The Guangdong Action Plan is issued not by the Guangdong Provincial Government or by the Provincial Development and Reform Commission, but by the Office of the Science and Technology Commission of the Communist Party’s Guangdong Provincial Committee. The Party-level rather than government-level routing is itself a substantive policy signal. BCI is being treated as a strategic technology priority requiring Party-direction coordination, parallel to how semiconductors, AI, and biotech have been routed through Party-level coordination committees rather than through standard government industrial-policy channels.

What to watch

The first signal to watch is whether Pazhou Laboratory in Guangzhou and the Shenzhen-anchored invasive device pillar produce dated implementation milestones within the next two quarters. Provincial Action Plans of this type typically convert into ministerial-level implementing language and into city-level matching funds over a four-to-six-month window. The Guangzhou Brain Valley physical-infrastructure build-out and the Shenzhen invasive-device clinical-translation pipeline are the two visible operational layers to track.

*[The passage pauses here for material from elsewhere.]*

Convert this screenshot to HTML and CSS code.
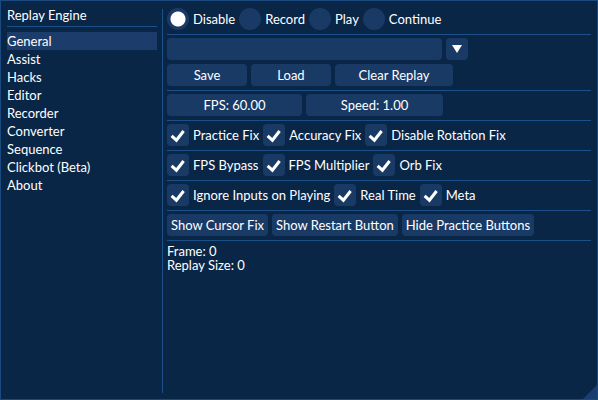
FILE: index.html
```html
<!DOCTYPE html>
<html lang="en">
<head>
<meta charset="utf-8">
<title>Replay Engine</title>
<link rel="stylesheet" href="styles.css">
</head>
<body>
<div class="window">
  <aside class="sidebar">
    <div class="title">Replay Engine</div>
    <div class="hsep"></div>
    <ul class="nav">
      <li class="active">General</li>
      <li>Assist</li>
      <li>Hacks</li>
      <li>Editor</li>
      <li>Recorder</li>
      <li>Converter</li>
      <li>Sequence</li>
      <li>Clickbot (Beta)</li>
      <li>About</li>
    </ul>
  </aside>
  <div class="vsep"></div>
  <main class="content">
    <div class="row">
      <label class="radio checked"><span class="dot"></span><span class="lbl">Disable</span></label>
      <label class="radio"><span class="dot"></span><span class="lbl">Record</span></label>
      <label class="radio"><span class="dot"></span><span class="lbl">Play</span></label>
      <label class="radio"><span class="dot"></span><span class="lbl">Continue</span></label>
    </div>
    <div class="sep"></div>
    <div class="row">
      <div class="combo"></div>
      <div class="btn arrow"><svg width="10" height="8" viewBox="0 0 10 8"><polygon points="0,0 10,0 5,8" fill="#ffffff"/></svg></div>
    </div>
    <div class="row spaced">
      <div class="btn w-save">Save</div>
      <div class="btn w-save">Load</div>
      <div class="btn w-clear">Clear Replay</div>
    </div>
    <div class="sep"></div>
    <div class="row">
      <div class="btn w-fps">FPS: 60.00</div>
      <div class="btn w-speed">Speed: 1.00</div>
    </div>
    <div class="sep"></div>
    <div class="row">
      <label class="check"><span class="box"><svg width="22" height="22" viewBox="0 0 22 22"><polyline points="4.6,11.8 9.4,16.2 16.6,7" fill="none" stroke="#fff" stroke-width="3"/></svg></span><span class="lbl">Practice Fix</span></label>
      <label class="check"><span class="box"><svg width="22" height="22" viewBox="0 0 22 22"><polyline points="4.6,11.8 9.4,16.2 16.6,7" fill="none" stroke="#fff" stroke-width="3"/></svg></span><span class="lbl">Accuracy Fix</span></label>
      <label class="check"><span class="box"><svg width="22" height="22" viewBox="0 0 22 22"><polyline points="4.6,11.8 9.4,16.2 16.6,7" fill="none" stroke="#fff" stroke-width="3"/></svg></span><span class="lbl">Disable Rotation Fix</span></label>
    </div>
    <div class="sep"></div>
    <div class="row">
      <label class="check"><span class="box"><svg width="22" height="22" viewBox="0 0 22 22"><polyline points="4.6,11.8 9.4,16.2 16.6,7" fill="none" stroke="#fff" stroke-width="3"/></svg></span><span class="lbl">FPS Bypass</span></label>
      <label class="check"><span class="box"><svg width="22" height="22" viewBox="0 0 22 22"><polyline points="4.6,11.8 9.4,16.2 16.6,7" fill="none" stroke="#fff" stroke-width="3"/></svg></span><span class="lbl">FPS Multiplier</span></label>
      <label class="check"><span class="box"><svg width="22" height="22" viewBox="0 0 22 22"><polyline points="4.6,11.8 9.4,16.2 16.6,7" fill="none" stroke="#fff" stroke-width="3"/></svg></span><span class="lbl">Orb Fix</span></label>
    </div>
    <div class="sep"></div>
    <div class="row">
      <label class="check"><span class="box"><svg width="22" height="22" viewBox="0 0 22 22"><polyline points="4.6,11.8 9.4,16.2 16.6,7" fill="none" stroke="#fff" stroke-width="3"/></svg></span><span class="lbl">Ignore Inputs on Playing</span></label>
      <label class="check"><span class="box"><svg width="22" height="22" viewBox="0 0 22 22"><polyline points="4.6,11.8 9.4,16.2 16.6,7" fill="none" stroke="#fff" stroke-width="3"/></svg></span><span class="lbl">Real Time</span></label>
      <label class="check"><span class="box"><svg width="22" height="22" viewBox="0 0 22 22"><polyline points="4.6,11.8 9.4,16.2 16.6,7" fill="none" stroke="#fff" stroke-width="3"/></svg></span><span class="lbl">Meta</span></label>
    </div>
    <div class="sep"></div>
    <div class="row">
      <div class="btn auto">Show Cursor Fix</div>
      <div class="btn auto">Show Restart Button</div>
      <div class="btn auto">Hide Practice Buttons</div>
    </div>
    <div class="sep"></div>
    <div class="info">
      <div class="line">Frame: 0</div>
      <div class="line">Replay Size: 0</div>
    </div>
  </main>
  <div class="grip"></div>
</div>
</body>
</html>
```

FILE: styles.css
```css
* { box-sizing: border-box; }

html, body {
  margin: 0;
  padding: 0;
  background: #0a2647;
}

body {
  font-family: Lato, "Noto Sans", sans-serif;
  font-size: 13px;
  line-height: 14px;
  color: #ffffff;
}

.window {
  position: relative;
  width: 598px;
  height: 400px;
  border: 1px solid #1b4a80;
  background: #0a2647;
  display: flex;
  align-items: flex-start;
  overflow: hidden;
}

.sidebar {
  width: 150px;
  margin-left: 6px;
  padding-top: 7px;
  flex: none;
}

.title {
  height: 14px;
  line-height: 14px;
  white-space: nowrap;
}

.hsep {
  height: 1px;
  margin-top: 4px;
  background: #1c5089;
}

.nav {
  list-style: none;
  margin: 5px 0 0;
  padding: 0;
}

.nav li {
  height: 18px;
  line-height: 18px;
  white-space: nowrap;
}

.nav li.active {
  background: #1c3d6c;
}

.vsep {
  width: 1px;
  flex: none;
  align-self: stretch;
  margin: 8px 0 6px 5px;
  background: #1c5089;
}

.content {
  width: 424px;
  margin-left: 4px;
  padding-top: 7px;
  flex: none;
}

.row {
  display: flex;
  gap: 4px;
  height: 22px;
}

.row.spaced {
  margin-top: 4px;
}

.sep {
  height: 1px;
  margin: 4px 0 3px;
  background: #1c5089;
}

.radio, .check {
  display: flex;
  align-items: center;
  gap: 4px;
  height: 22px;
  white-space: nowrap;
}

.dot {
  width: 22px;
  height: 22px;
  border-radius: 50%;
  background: #1a3a66;
  flex: none;
}

.radio.checked .dot {
  background: radial-gradient(circle at 50% 50%, #ffffff 0, #ffffff 7px, #1a3a66 8px);
}

.box {
  width: 22px;
  height: 22px;
  border-radius: 4px;
  background: #1a3a66;
  flex: none;
  display: block;
}

.box svg { display: block; }

.lbl {
  line-height: 22px;
}

.btn {
  height: 22px;
  line-height: 22px;
  background: #1a3a66;
  border-radius: 4px;
  text-align: center;
  white-space: nowrap;
  flex: none;
}

.combo {
  width: 275px;
  height: 22px;
  background: #1a3a66;
  border-radius: 4px;
  flex: none;
}

.arrow {
  width: 22px;
  display: flex;
  align-items: center;
  justify-content: center;
}

.arrow svg { display: block; }

.w-save { width: 80px; }
.w-clear { width: 118px; }
.w-fps { width: 135px; }
.w-speed { width: 137px; }

.btn.auto {
  padding: 0 4px;
}

.info .line {
  height: 14px;
  line-height: 14px;
}

.grip {
  position: absolute;
  right: 0;
  bottom: 0;
  width: 14px;
  height: 14px;
  background: #1c3e6e;
  clip-path: polygon(100% 0, 100% 100%, 0 100%);
}
```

The second signal is whether the Southern Medical University Zhujiang Hospital BCI ward expands its first-in-South-China clinical translation pattern into the broader 200 BCI wards target by 2030. The 200-ward target is a large clinical infrastructure commitment relative to the existing footprint and implies clinical-translation activity across multiple major Guangdong tertiary hospitals.

The third signal is whether other major Chinese provinces or sci-tech-driven municipalities (Beijing, Sichuan, Anhui, Hubei, Shandong) issue parallel BCI provincial Action Plans within the next six months. A Guangdong Action Plan following Jiangsu’s March 2026 plan establishes a two-province pattern. A third or fourth provincial Action Plan in the same calendar would convert the pattern into a national one, which would in turn imply that the central-government direction articulated by Liu Guozhong is now operationalising at provincial implementation level across the Chinese state apparatus.